**Given data:**
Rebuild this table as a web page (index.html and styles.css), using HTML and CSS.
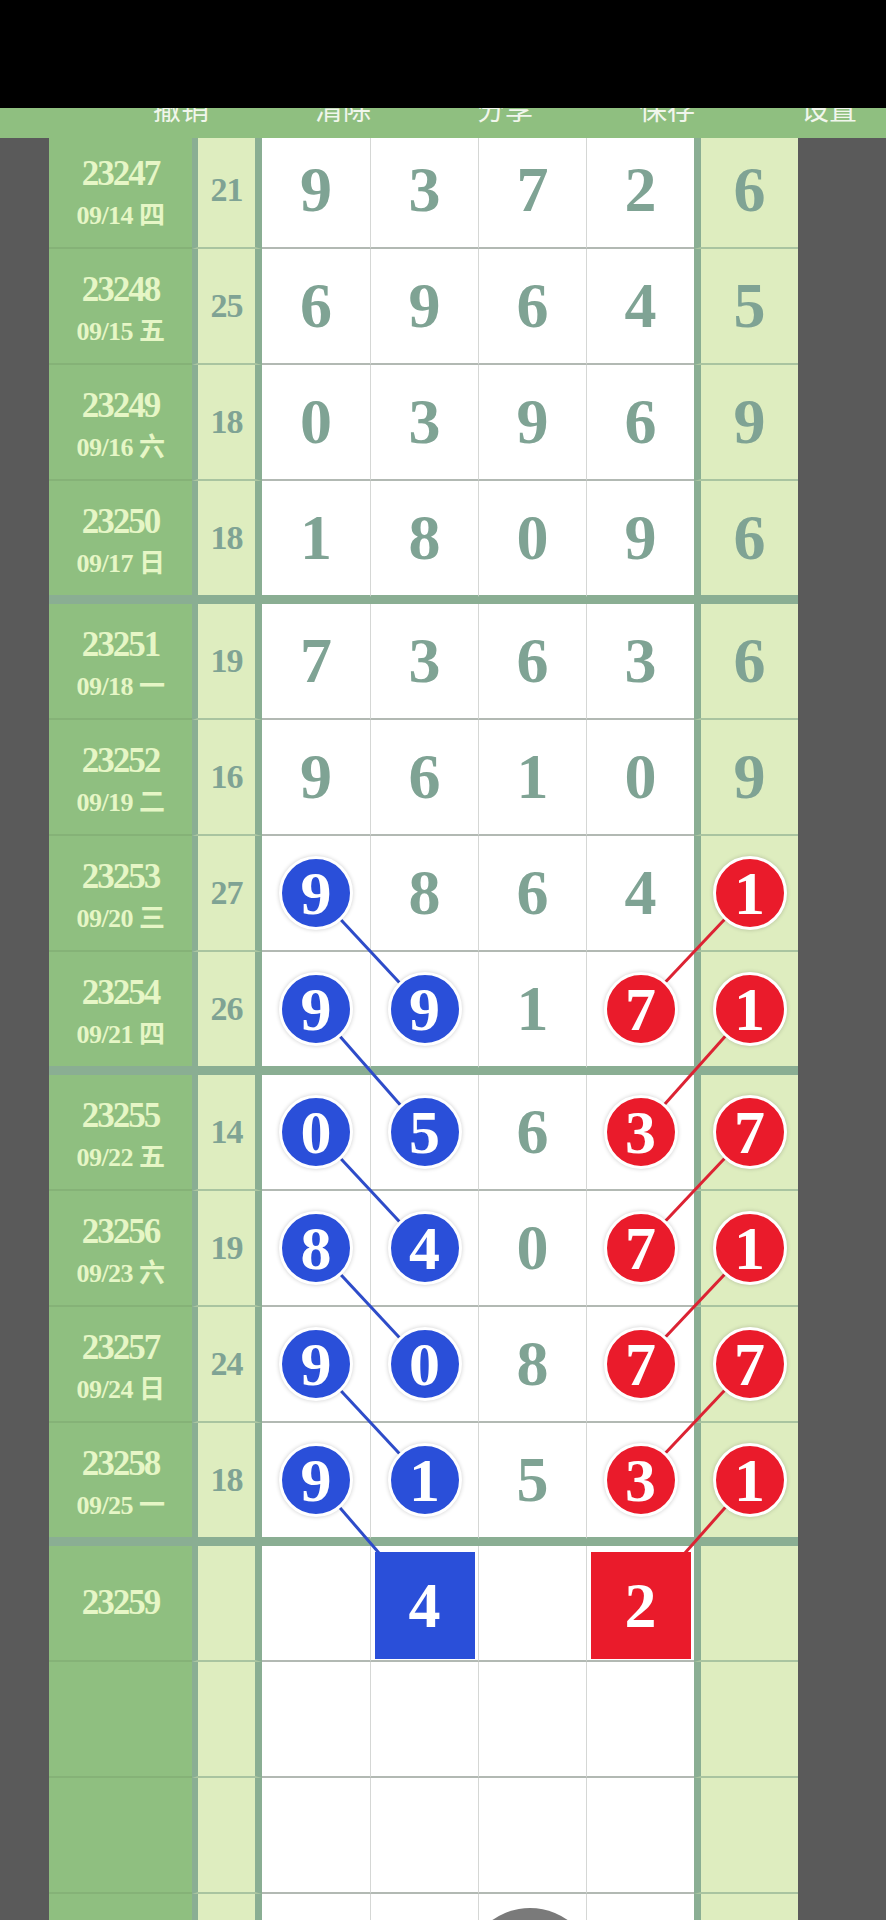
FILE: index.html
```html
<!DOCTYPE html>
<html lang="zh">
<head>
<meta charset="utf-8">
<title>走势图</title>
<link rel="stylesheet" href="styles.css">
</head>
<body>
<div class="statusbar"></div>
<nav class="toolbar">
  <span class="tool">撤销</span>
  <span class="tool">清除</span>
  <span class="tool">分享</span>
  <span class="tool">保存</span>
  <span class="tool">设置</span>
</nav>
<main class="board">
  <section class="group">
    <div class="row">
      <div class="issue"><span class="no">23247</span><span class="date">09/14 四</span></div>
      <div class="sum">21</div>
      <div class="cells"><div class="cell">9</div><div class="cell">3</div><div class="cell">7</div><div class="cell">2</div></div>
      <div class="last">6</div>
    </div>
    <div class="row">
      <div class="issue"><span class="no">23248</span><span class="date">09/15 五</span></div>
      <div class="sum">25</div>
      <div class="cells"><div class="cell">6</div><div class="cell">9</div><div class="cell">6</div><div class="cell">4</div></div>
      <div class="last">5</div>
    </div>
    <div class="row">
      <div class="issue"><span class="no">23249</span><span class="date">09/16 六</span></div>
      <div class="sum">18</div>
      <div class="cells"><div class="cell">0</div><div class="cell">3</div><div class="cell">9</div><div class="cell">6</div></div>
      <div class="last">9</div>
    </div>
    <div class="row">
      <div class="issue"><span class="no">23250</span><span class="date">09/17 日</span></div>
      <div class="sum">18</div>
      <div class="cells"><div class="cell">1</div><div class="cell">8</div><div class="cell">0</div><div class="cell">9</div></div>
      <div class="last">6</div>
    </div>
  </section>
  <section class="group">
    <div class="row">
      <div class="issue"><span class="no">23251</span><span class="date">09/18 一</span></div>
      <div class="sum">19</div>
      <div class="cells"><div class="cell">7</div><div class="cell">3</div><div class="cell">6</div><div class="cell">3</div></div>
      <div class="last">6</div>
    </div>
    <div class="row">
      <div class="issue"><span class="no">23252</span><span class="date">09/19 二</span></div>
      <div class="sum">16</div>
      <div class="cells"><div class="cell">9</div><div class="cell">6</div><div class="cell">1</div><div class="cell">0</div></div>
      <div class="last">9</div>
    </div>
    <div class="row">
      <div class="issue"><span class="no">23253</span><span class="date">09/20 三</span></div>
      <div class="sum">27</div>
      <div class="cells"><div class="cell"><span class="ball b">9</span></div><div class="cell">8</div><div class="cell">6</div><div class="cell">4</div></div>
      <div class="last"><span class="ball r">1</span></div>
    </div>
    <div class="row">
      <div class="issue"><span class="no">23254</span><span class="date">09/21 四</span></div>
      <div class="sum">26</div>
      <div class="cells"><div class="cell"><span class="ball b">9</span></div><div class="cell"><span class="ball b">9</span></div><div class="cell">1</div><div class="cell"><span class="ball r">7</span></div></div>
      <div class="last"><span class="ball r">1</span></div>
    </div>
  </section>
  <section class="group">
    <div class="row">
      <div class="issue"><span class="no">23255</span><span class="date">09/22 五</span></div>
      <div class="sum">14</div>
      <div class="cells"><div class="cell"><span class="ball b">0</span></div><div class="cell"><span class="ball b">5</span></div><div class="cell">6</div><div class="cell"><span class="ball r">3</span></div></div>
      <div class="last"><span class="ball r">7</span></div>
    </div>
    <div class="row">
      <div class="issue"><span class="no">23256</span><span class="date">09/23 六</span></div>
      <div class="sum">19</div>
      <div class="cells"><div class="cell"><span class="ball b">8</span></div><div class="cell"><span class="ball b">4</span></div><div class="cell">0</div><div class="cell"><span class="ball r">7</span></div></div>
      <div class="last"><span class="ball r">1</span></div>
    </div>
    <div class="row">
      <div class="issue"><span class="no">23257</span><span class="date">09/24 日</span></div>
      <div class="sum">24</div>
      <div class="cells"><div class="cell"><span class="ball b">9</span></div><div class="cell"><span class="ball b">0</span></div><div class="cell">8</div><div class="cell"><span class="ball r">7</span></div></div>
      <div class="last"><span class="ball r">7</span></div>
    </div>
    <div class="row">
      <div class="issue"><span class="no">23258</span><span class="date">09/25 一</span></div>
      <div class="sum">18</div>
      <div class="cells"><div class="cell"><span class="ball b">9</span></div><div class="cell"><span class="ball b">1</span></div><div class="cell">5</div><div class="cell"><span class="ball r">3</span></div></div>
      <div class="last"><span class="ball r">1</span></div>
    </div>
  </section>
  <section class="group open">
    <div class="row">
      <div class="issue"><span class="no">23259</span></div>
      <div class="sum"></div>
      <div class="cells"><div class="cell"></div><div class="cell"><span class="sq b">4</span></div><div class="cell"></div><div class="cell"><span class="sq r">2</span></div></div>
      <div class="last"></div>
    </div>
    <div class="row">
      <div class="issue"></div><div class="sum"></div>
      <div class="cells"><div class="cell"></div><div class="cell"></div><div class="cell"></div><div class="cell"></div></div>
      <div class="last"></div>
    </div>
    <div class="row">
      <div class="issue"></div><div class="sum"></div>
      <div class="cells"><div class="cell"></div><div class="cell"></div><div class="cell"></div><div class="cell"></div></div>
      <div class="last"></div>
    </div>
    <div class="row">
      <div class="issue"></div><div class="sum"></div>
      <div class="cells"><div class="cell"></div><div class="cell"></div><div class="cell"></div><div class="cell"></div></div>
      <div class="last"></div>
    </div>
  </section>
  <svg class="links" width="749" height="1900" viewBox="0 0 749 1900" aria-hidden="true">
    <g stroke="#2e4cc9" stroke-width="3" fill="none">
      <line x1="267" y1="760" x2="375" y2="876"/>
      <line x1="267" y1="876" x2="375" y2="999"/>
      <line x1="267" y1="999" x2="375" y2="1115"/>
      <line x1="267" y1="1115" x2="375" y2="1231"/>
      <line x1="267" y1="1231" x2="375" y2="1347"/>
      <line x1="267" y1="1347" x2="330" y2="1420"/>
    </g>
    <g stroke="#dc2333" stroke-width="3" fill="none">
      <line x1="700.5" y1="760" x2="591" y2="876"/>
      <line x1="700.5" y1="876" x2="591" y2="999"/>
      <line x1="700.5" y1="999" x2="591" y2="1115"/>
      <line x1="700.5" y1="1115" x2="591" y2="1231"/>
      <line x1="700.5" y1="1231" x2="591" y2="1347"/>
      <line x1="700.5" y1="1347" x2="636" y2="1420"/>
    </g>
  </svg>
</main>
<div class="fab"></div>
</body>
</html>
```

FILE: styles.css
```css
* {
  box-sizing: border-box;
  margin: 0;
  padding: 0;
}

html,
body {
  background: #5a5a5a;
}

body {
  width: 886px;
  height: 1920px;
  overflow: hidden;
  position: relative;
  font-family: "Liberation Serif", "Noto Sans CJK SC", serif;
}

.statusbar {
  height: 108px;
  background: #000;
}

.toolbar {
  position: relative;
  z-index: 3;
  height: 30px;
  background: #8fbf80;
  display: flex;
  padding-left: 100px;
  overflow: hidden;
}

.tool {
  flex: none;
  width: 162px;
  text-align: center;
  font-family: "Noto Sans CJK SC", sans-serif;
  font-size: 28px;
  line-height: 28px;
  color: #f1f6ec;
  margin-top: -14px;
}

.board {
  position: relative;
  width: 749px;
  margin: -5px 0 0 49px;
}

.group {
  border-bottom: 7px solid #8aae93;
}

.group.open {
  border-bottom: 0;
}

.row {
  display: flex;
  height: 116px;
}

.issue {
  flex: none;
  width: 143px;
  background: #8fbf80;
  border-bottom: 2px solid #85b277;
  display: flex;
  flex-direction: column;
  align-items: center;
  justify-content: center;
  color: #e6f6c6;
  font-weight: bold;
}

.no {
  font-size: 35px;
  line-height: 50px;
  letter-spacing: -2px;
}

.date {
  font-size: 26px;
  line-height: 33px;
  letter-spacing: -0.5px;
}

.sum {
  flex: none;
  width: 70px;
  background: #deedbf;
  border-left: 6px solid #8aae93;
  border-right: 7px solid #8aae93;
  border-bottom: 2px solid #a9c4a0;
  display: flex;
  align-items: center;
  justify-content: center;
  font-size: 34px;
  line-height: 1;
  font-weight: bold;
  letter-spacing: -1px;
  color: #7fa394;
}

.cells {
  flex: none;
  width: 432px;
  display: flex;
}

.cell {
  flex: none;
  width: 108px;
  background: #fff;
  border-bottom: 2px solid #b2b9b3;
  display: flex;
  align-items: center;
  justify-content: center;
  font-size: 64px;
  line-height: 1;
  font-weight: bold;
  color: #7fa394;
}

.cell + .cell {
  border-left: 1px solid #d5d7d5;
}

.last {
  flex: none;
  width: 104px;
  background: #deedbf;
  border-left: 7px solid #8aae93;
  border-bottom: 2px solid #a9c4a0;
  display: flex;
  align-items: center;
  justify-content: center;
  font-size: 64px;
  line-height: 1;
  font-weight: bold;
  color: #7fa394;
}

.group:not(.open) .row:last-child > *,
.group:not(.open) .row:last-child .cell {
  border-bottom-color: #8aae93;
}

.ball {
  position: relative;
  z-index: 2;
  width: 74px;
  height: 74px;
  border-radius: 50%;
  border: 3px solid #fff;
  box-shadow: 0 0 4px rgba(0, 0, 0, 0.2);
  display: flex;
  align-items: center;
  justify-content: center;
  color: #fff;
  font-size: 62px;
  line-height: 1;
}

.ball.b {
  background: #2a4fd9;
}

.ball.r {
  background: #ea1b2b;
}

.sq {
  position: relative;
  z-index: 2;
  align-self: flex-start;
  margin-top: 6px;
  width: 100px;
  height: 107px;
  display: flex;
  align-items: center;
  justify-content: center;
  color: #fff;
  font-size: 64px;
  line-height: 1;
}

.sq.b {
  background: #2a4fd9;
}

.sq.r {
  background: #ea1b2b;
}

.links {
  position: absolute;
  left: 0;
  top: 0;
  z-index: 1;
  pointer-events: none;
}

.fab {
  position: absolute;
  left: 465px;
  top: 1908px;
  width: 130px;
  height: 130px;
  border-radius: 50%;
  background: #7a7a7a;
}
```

**Directive:**
Look through the data above. Copy every line with the string "styles" in it.

**Exercise solution:**
Rebuild this table as a web page (index.html and styles.css), using HTML and CSS.
<link rel="stylesheet" href="styles.css">
FILE: styles.css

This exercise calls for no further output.